Trade groups representing internet service providers sued the state of New York on Friday, alleging that a new mandate requiring ISPs to offer low-income internet plans capped at $15 each signed two weeks ago oversteps the state’s regulation authority.
The lawsuit was filed by industry associations including the New York State Telecommunications Association, CTIA- The Wireless Association, ACA Connects – America’s Communications Association, USTelecom – The Broadband Association, the Rural Broadband Association, and Statellite Broadcasting & Communications Association.
With this law, New York seeks to regulate broadband rates, the ISPs’ complaint said.
A provision of the recently enacted New York State Fiscal Year 2022 Budget requires wireline, fixed wireless, and satellite broadband providers—no later than June 15, 2021—to begin offering to qualifying low-income consumers high-speed broadband service at a cost to consumers of $15 per month or higher-speed broadband service at a cost to consumers of $20 per month.
ISPs claim the state requirement is preempted by federal law.
ISPs will also be required to allow low-income subscribers to purchase broadband service on a standalone basis, separate from any phone or television service.
The lawsuit states that there are already multiple federal programs that ensures that “broadband is both available and accessible to low-income households.”
Governor Cuomo expected ISPs to fight back
“I knew giant telecom companies would be upset by our efforts to level the playing field, and right on cue, they’re pushing back.

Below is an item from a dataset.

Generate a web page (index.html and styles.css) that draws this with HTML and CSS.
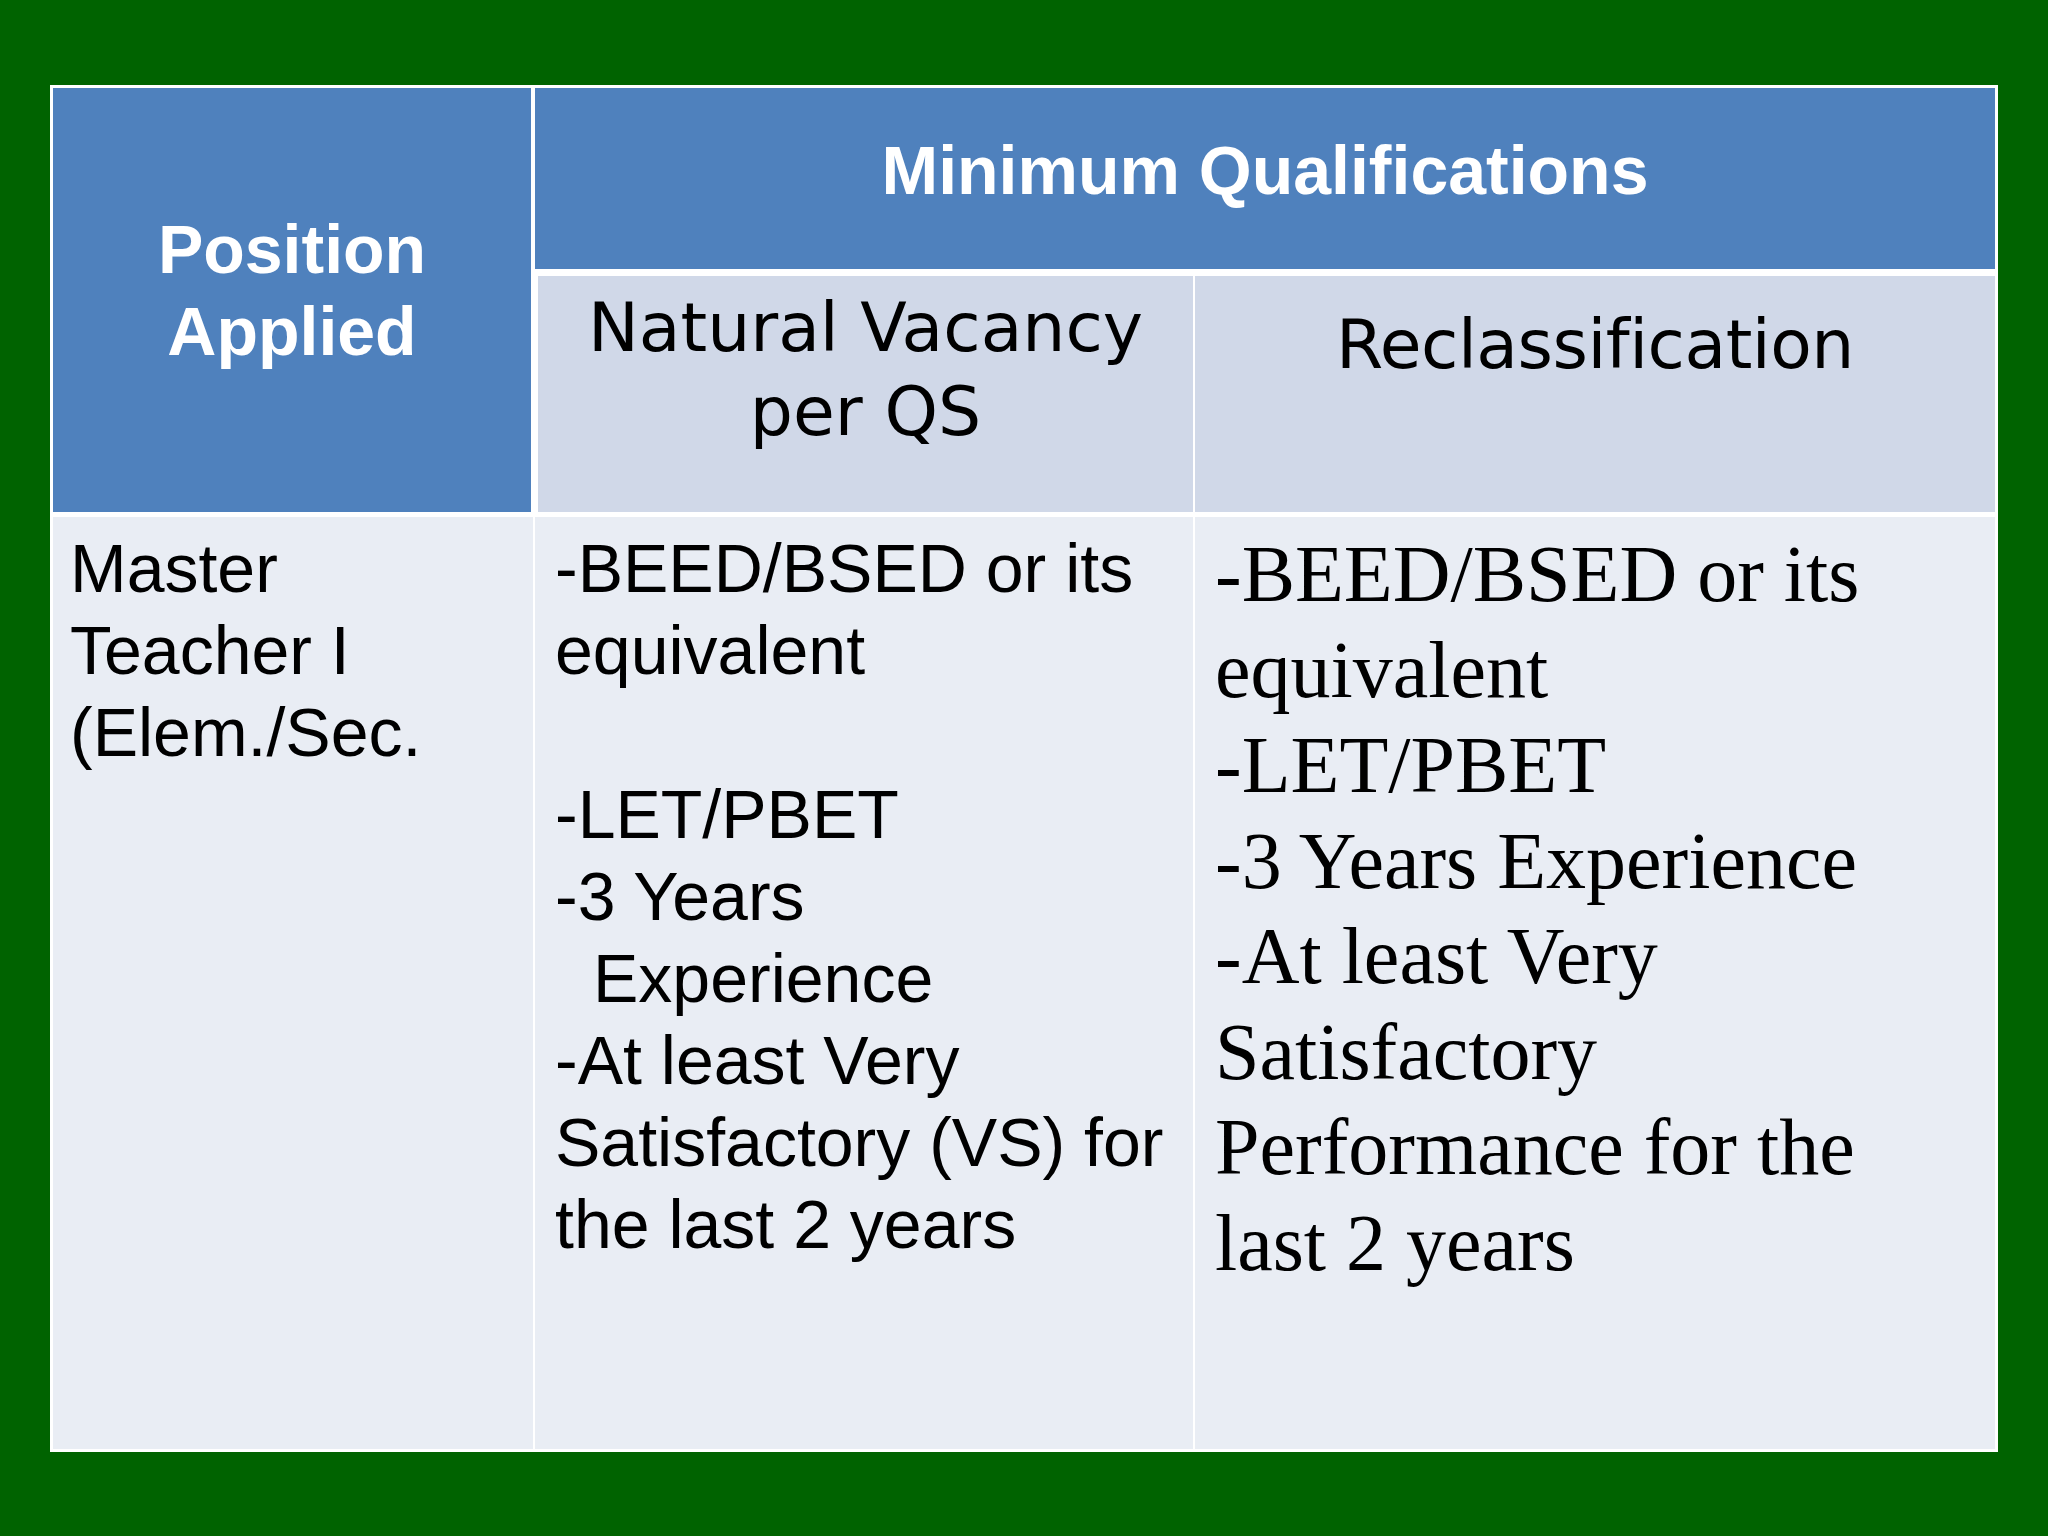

This is nothing more than a transparent attempt by billion-dollar corporations putting profit ahead of creating a more fair and just society.
“Let me be abundantly clear — providing internet in the Empire State is not a god given right. If these companies want to pick this fight, impede the ability of millions of New Yorkers to access this essential service and prevent them from participating in our economic recovery, I say bring it on.”